You have to admire the scheme the Republicans crafted as soon as Obama won. Faced with a new president with a 65 percent approval rating and complete control of Congress, the Republicans held a meeting and came up with a brilliant plan:
Have the President spend nearly a trillion dollars on shovel-ready jobs that didn’t exist; use the money to benefit public-employee unions while the private sector hemorrhaged; pivot to a federal healthcare plan opposed by a majority of the public; assign oversight of the recovery effort to Joe Biden (because nobody messes with Joe); run up trillions of new public debt; propose budgets no one would vote for; ignore the presidential commission’s recommendations for solving the problem; adopt an apologetic foreign policy, intentionally putting daylight between America and its allies; trade the interests of European allies for magic reset beans; become impatient with the Israeli-Palestinian “peace process” but exhibit endless patience with Iran; play a record number of rounds of golf but avoid press conferences; give himself an A- after his first year (conditioned on ramming his healthcare plan through Congress within a couple months).

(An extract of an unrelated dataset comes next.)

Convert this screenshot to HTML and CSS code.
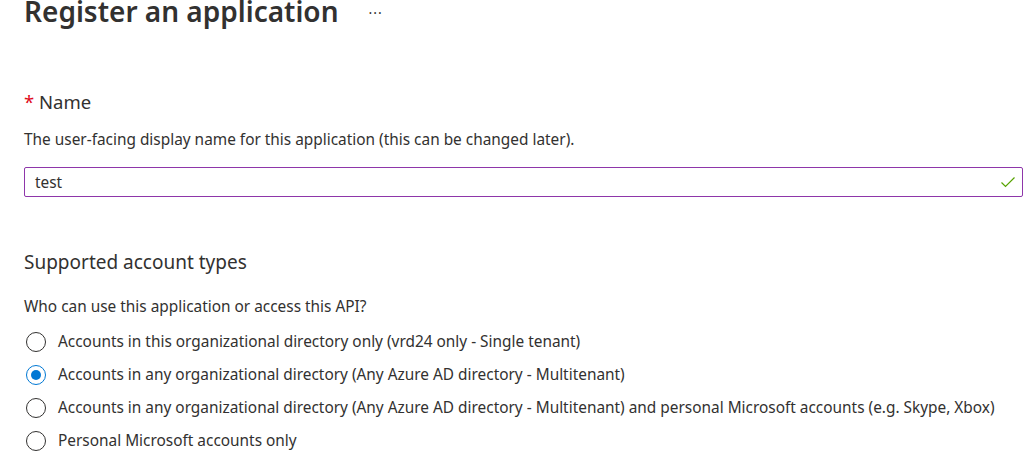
FILE: index.html
```html
<!DOCTYPE html>
<html lang="en">
<head>
<meta charset="utf-8">
<title>Register an application</title>
<link rel="stylesheet" href="styles.css">
</head>
<body>
<div class="page">
  <header class="title-row">
    <h1 class="title">Register an application</h1>
    <span class="more">&middot;&middot;&middot;</span>
  </header>

  <section class="field">
    <div class="label"><span class="req">*</span> Name</div>
    <p class="desc">The user-facing display name for this application (this can be changed later).</p>
    <div class="input">
      <span class="input-text">test</span>
      <svg class="check" width="16" height="16" viewBox="0 0 16 16"><path d="M1.5 8.5 L5.5 12.5 L14.5 3.5" fill="none" stroke="#57a300" stroke-width="1.2"/></svg>
    </div>
  </section>

  <section class="accounts">
    <h2 class="section-title">Supported account types</h2>
    <p class="desc desc-who">Who can use this application or access this API?</p>
    <div class="radios">
      <label class="radio"><span class="circle"></span>Accounts in this organizational directory only (vrd24 only - Single tenant)</label>
      <label class="radio checked"><span class="circle"><span class="dot"></span></span>Accounts in any organizational directory (Any Azure AD directory - Multitenant)</label>
      <label class="radio"><span class="circle"></span>Accounts in any organizational directory (Any Azure AD directory - Multitenant) and personal Microsoft accounts (e.g. Skype, Xbox)</label>
      <label class="radio"><span class="circle"></span>Personal Microsoft accounts only</label>
    </div>
  </section>
</div>
</body>
</html>
```

FILE: styles.css
```css
html, body {
  margin: 0;
  padding: 0;
  background: #ffffff;
}
body {
  font-family: "Noto Sans", "Open Sans", sans-serif;
  color: #323130;
  font-size: 15.4px;
}
.page {
  padding: 0 8px 0 24px;
}
.title-row {
  display: flex;
  align-items: flex-start;
  gap: 30px;
  height: 28px;
  margin-top: -7px;
}
.title {
  margin: 0;
  font-size: 28px;
  font-weight: 600;
  line-height: 36px;
  color: #323130;
}
.more {
  font-size: 14px;
  line-height: 14px;
  color: #323130;
  letter-spacing: 1px;
  margin-top: 13px;
}
.field {
  margin-top: 69px;
}
.label {
  font-size: 18.5px;
  line-height: 24px;
}
.req {
  color: #e00b1c;
}
.desc {
  margin: 16px 0 0;
  line-height: 20px;
}
.input {
  margin-top: 17px;
  height: 30px;
  box-sizing: border-box;
  border: 1px solid #8e36aa;
  border-radius: 2px;
  display: flex;
  align-items: center;
  justify-content: space-between;
  padding: 0 6px 0 10px;
}
.check {
  display: block;
}
.accounts {
  margin-top: 53px;
}
.section-title {
  margin: 0;
  font-size: 19px;
  font-weight: 400;
  line-height: 24px;
}
.desc-who {
  margin-top: 23px;
}
.radios {
  margin-top: 15px;
  display: flex;
  flex-direction: column;
  gap: 13px;
}
.radio {
  display: flex;
  align-items: center;
  gap: 12px;
  line-height: 20px;
  padding-left: 2px;
}
.circle {
  width: 20px;
  height: 20px;
  box-sizing: border-box;
  border: 1px solid #323130;
  border-radius: 50%;
  display: flex;
  align-items: center;
  justify-content: center;
  flex: none;
}
.checked .circle {
  border-color: #0078d4;
}
.dot {
  width: 10px;
  height: 10px;
  border-radius: 50%;
  background: #0078d4;
}
```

And then the Republicans took advantage of the fact that, as Glass suggests, the Democrats did not even hold a similar meeting.
Although the Times has not reported it, the word is out that after the 2010 shellacking, the Republicans held another meeting, and came up with an even simpler scheme for 2012: have the President double down, explaining how in his first two years he got the policy right but didn’t tell a story to the American people; and then have him craft a one-word message to the people: Forward.